Una famosa battuta sul film La corazzata Potëmkin, giudicata dal ragioniere una cagata pazzesca, ha fatto in modo che di fatto questa pellicola non venisse più riprodotta nei cineforum aziendali (proprio come quelli che il grande ragioniere era costretto a seguire) ed in quelli parrocchiali.

Fantozzi rappresenta l’italiano medio degli anni settanta, medio-borghese, con uno stile di vita semplice (niente laurea, lavoro da impiegato, casa in equo canone) che mette davanti alla telecamera le ansie e le perversioni di un’intera classe di lavoratori: in tutti gli uffici è esistita una seduttrice un pò doppiogiochista come la signorina Silvani, un capo esigente o un collega arrivista, molti sono andati in giro su una vecchia utilitaria come la Bianchina di Fantozzi, ma soprattutto tutti abbiamo pensato di essere dei perseguitati dalla sfortuna.

Villaggio ha recitato, ma non sempre con abilità e fortuna, in moltissime commedie cinematografiche, interpretando personaggi molto simili a Fantozzi. A volte uscendo dalla routine delle sue creazioni, ha lavorato con maestri del cinema quali Federico Fellini (nel 1990 con La voce della Luna, insieme a Roberto Benigni), Lina Wertmuller (nel 1992 con Io speriamo che me la cavo), Ermanno Olmi (nel 1993 con Il segreto del bosco vecchio), Mario Monicelli (nel 1994 con Cari fottutissimi amici) e Gabriele Salvatores (nel 2000 con Denti).

Tra i numerosi premi cinematografici ricevuti da Paolo Villaggio, vale la pena ricordare il David di Donatello conquistato nel 1990, il Nastro d’Argento nel 1992 e il Leone d’Oro alla carriera nel 1992.

In tutti questi anni non è tuttavia cessata la sua attività di scrittore: ha continuato a far pubblicare libri di buon successo con regolarità, cambiando però editore nel 1994 (è infatti passato dalla Rizzoli alla Mondadori). Per quest’ultima ha pubblicato Fantozzi saluta e se ne va (1994-1995), Vita morte e miracoli di un pezzo di merda (2002), 7 grammi in 70 anni (2003) e Sono incazzato come una belva (2004), prima di tornare a pubblicare con la Rizzoli Gli fantasmi nel 2006.

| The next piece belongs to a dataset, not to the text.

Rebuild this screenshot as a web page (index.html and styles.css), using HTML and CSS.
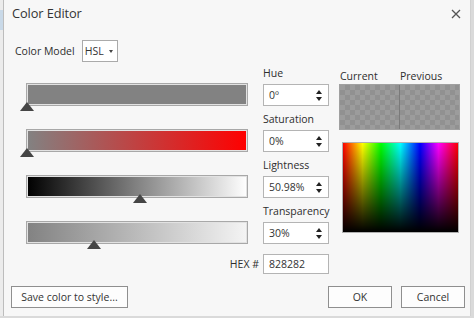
FILE: index.html
```html
<!DOCTYPE html>
<html>
<head>
<meta charset="utf-8">
<link rel="stylesheet" href="styles.css">
</head>
<body>
<div class="screen">
  <div class="backdrop"><div class="bd-blue"></div></div>
  <div class="dialog">
    <div class="titlebar">
      <span class="title">Color Editor</span>
      <svg class="close" width="10" height="10" viewBox="0 0 10 10"><path d="M1 1L9 9M9 1L1 9" stroke="#555" stroke-width="1.3" fill="none"/></svg>
    </div>
    <div class="model-row">
      <span class="lbl">Color Model</span>
      <div class="select"><span>HSL</span><span class="caret"></span></div>
    </div>
    <div class="main">
      <div class="sliders">
        <div class="slider"><div class="bar bar-hue"></div><span class="thumb" style="left:0%"></span></div>
        <div class="slider"><div class="bar bar-sat"></div><span class="thumb" style="left:0%"></span></div>
        <div class="slider"><div class="bar bar-light"></div><span class="thumb" style="left:50.98%"></span></div>
        <div class="slider"><div class="bar bar-trans"></div><span class="thumb" style="left:30%"></span></div>
      </div>
      <div class="fields">
        <div class="field"><div class="lbl">Hue</div><div class="spin"><span>0º</span><span class="arrows"><i class="up"></i><i class="down"></i></span></div></div>
        <div class="field"><div class="lbl">Saturation</div><div class="spin"><span>0%</span><span class="arrows"><i class="up"></i><i class="down"></i></span></div></div>
        <div class="field"><div class="lbl">Lightness</div><div class="spin"><span>50.98%</span><span class="arrows"><i class="up"></i><i class="down"></i></span></div></div>
        <div class="field"><div class="lbl">Transparency</div><div class="spin"><span>30%</span><span class="arrows"><i class="up"></i><i class="down"></i></span></div></div>
      </div>
      <div class="hex-row"><span class="lbl">HEX #</span><div class="hex">828282</div></div>
      <div class="preview">
        <div class="pv-labels"><span class="lbl">Current</span><span class="lbl">Previous</span></div>
        <div class="swatches"><div class="sw"></div><div class="sw"></div></div>
        <div class="spectrum"></div>
      </div>
    </div>
    <div class="footer">
      <div class="btn btn-save">Save color to style...</div>
      <div class="right-btns">
        <div class="btn">OK</div>
        <div class="btn">Cancel</div>
      </div>
    </div>
  </div>
</div>
</body>
</html>
```
FILE: styles.css
```css
* { box-sizing: border-box; }
html, body { margin: 0; padding: 0; }
body {
  width: 474px; height: 318px; overflow: hidden;
  background: #dadada;
  font-family: "Open Sans", "Noto Sans", sans-serif;
  color: #333;
}
.screen { display: flex; height: 316px; }
.backdrop { width: 3px; background: #ececec; padding-top: 10px; }
.bd-blue { height: 20px; background: #c9d9e8; }
.dialog {
  width: 468px; height: 316px;
  background: #f7f7f7;
  border-left: 1px solid #bdbdbd;
  border-right: 1px solid #d0d0d0;
  display: flex; flex-direction: column;
}
.titlebar {
  height: 28px; display: flex; align-items: center; justify-content: space-between;
  padding: 0 9px 2px 8px;
}
.title { font-size: 12.8px; color: #333; letter-spacing: -0.1px; }
.close { margin-top: 1px; }
.lbl { font-size: 10.5px; line-height: 16px; color: #2e2e2e; white-space: nowrap; }
.model-row {
  display: flex; align-items: center; gap: 7px;
  padding-left: 11px; height: 22px; margin-top: 12px;
}
.select {
  width: 36px; height: 22px; background: #fff; border: 1px solid #aaa;
  display: flex; align-items: center; padding-left: 2px; gap: 5px;
  font-size: 10.5px;
}
.caret { width: 0; height: 0; border-left: 2.5px solid transparent; border-right: 2.5px solid transparent; border-top: 3px solid #444; }
.main {
  display: grid;
  grid-template-columns: 222px 81px 131px;
  grid-template-rows: 184px 25px;
  padding-left: 22px;
  margin-top: 3px;
}
.sliders { grid-column: 1; grid-row: 1; display: flex; flex-direction: column; }
.slider { height: 46px; padding-top: 18px; position: relative; }
.bar {
  height: 23px; border: 1px solid #a8a8a8; box-shadow: inset 0 0 0 1px #e2e2e2;
}
.bar-hue { background: #828282; }
.bar-sat { background: linear-gradient(to right, #828282, #ff0000); }
.bar-light { background: linear-gradient(to right, #000, #828282, #fff); }
.bar-trans { background: linear-gradient(to right, #828282, #f4f4f4); }
.thumb {
  position: absolute; top: 37px; margin-left: -6px;
  width: 0; height: 0;
  border-left: 7px solid transparent; border-right: 7px solid transparent;
  border-bottom: 9px solid #454545;
}
.fields { grid-column: 2; grid-row: 1; padding-left: 15px; display: flex; flex-direction: column; }
.field { height: 46px; display: flex; flex-direction: column; gap: 3px; }
.spin {
  width: 66px; height: 22px; background: #fff; border: 1px solid #b4b4b4;
  display: flex; align-items: center; justify-content: space-between;
  padding: 0 6px 0 5px; font-size: 10.5px; color: #333;
}
.arrows { display: flex; flex-direction: column; gap: 3px; }
.arrows i { display: block; width: 0; height: 0; border-left: 3.5px solid transparent; border-right: 3.5px solid transparent; }
.arrows .up { border-bottom: 4px solid #222; }
.arrows .down { border-top: 4px solid #222; }
.hex-row {
  grid-column: 1 / 3; grid-row: 2; display: flex; justify-content: flex-end; align-items: center;
  gap: 4px; padding-top: 5px;
}
.hex {
  width: 66px; height: 20px; background: #fff; border: 1px solid #b4b4b4;
  font-size: 10.5px; line-height: 18px; padding-left: 5px;
}
.preview { grid-column: 3; grid-row: 1 / 3; padding-left: 10px; padding-top: 3px; }
.pv-labels { display: flex; height: 16px; }
.pv-labels .lbl { width: 60px; padding-left: 1px; }
.swatches {
  width: 121px; height: 46px; border: 1px solid #a0a0a0; display: flex;
}
.sw {
  flex: 1;
  background-color: #9c9c9c;
  background-image:
    linear-gradient(45deg, #919191 25%, transparent 25%, transparent 75%, #919191 75%),
    linear-gradient(45deg, #919191 25%, transparent 25%, transparent 75%, #919191 75%);
  background-size: 10px 10px;
  background-position: 0 0, 5px 5px;
}
.sw + .sw { border-left: 1px solid #7a7a7a; }
.spectrum {
  margin-top: 12px; margin-left: 3px; width: 117px; height: 91px;
  border: 1px solid #b0b0b0;
  background:
    linear-gradient(to bottom, rgba(0,0,0,0) 0%, rgba(0,0,0,0.35) 35%, #000 100%),
    linear-gradient(to right, #f00, #ff0 17%, #0f0 33%, #0ff 50%, #00f 67%, #f0f 83%, #f00);
}
.footer {
  display: flex; justify-content: space-between; align-items: center;
  padding: 12px 5px 0 7px;
}
.right-btns { display: flex; gap: 9px; }
.btn {
  height: 22px; min-width: 64px; background: #fdfdfd; border: 1px solid #8f8f8f;
  font-size: 10.5px; line-height: 20px; text-align: center; color: #333;
  padding: 0 8px; white-space: nowrap;
}
.btn-save { width: 117px; }
```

Tutti lo ricordiamo come attore di cinema e scrittore, ma è stato anche un buon attore di teatro: sotto la regia di Giorgio Strehler ha infatti interpretato in teatro il ruolo di Arpagone nell’Avaro di Molière nel 1996, mentre dalla stagione teatrale 2000-2001 ha più volte portato in scena il monologo autobiografico Delirio di un povero vecchio. Sempre nel 1996, ha anche condotto il tg satirico Striscia la notizia insieme a Massimo Boldi. Più recentemente ha partecipato alla fiction televisiva Carabinieri, in cui interpreta Giovanni, un professore che ha perso la memoria, che spesso collabora nella risoluzione dei casi con le forze dell’ordine.

Dopo aver portato in scena il monologo autobiografico Delirio di un povero vecchio, nel 2002 Villaggio ha pubblicato la sua autobiografia intitolata Vita, morte e miracoli di un pezzo di merda, dove ha raccontato molto sulla sua famiglia, su sua moglie, suo fratello (gemello) e suo figlio. Fino ad allora non aveva mai amato parlare della sua famiglia e tutte le volte che era stato costretto a farlo si era sempre divertito ad imbrogliare le carte raccontando storie del tutto inventate.

Paolo Villaggio è deceduto il 3 luglio 2017 all’età di 84 anni presso la casa di cura Paideia di Roma, dov’era ricoverato dagli inizi di giugno a causa di complicanze respiratorie dovute al diabete. Nel settembre 2017 viene presentato alla Mostra d’arte cinematografica di Venezia (nella sezione classici) il docufilm La voce di Fantozzi, diretto da Mario Sesti. L’opera, che vede la partecipazione di molti artisti e intellettuali del panorama italiano, ricostruisce il lascito culturale del comico genovese ergendosi a ultimo e definitivo testamento: simbolicamente rappresentato dalla sequenza finale, che vede lo stesso attore recitare, per l’ultima volta, nelle vesti di un Pierrot.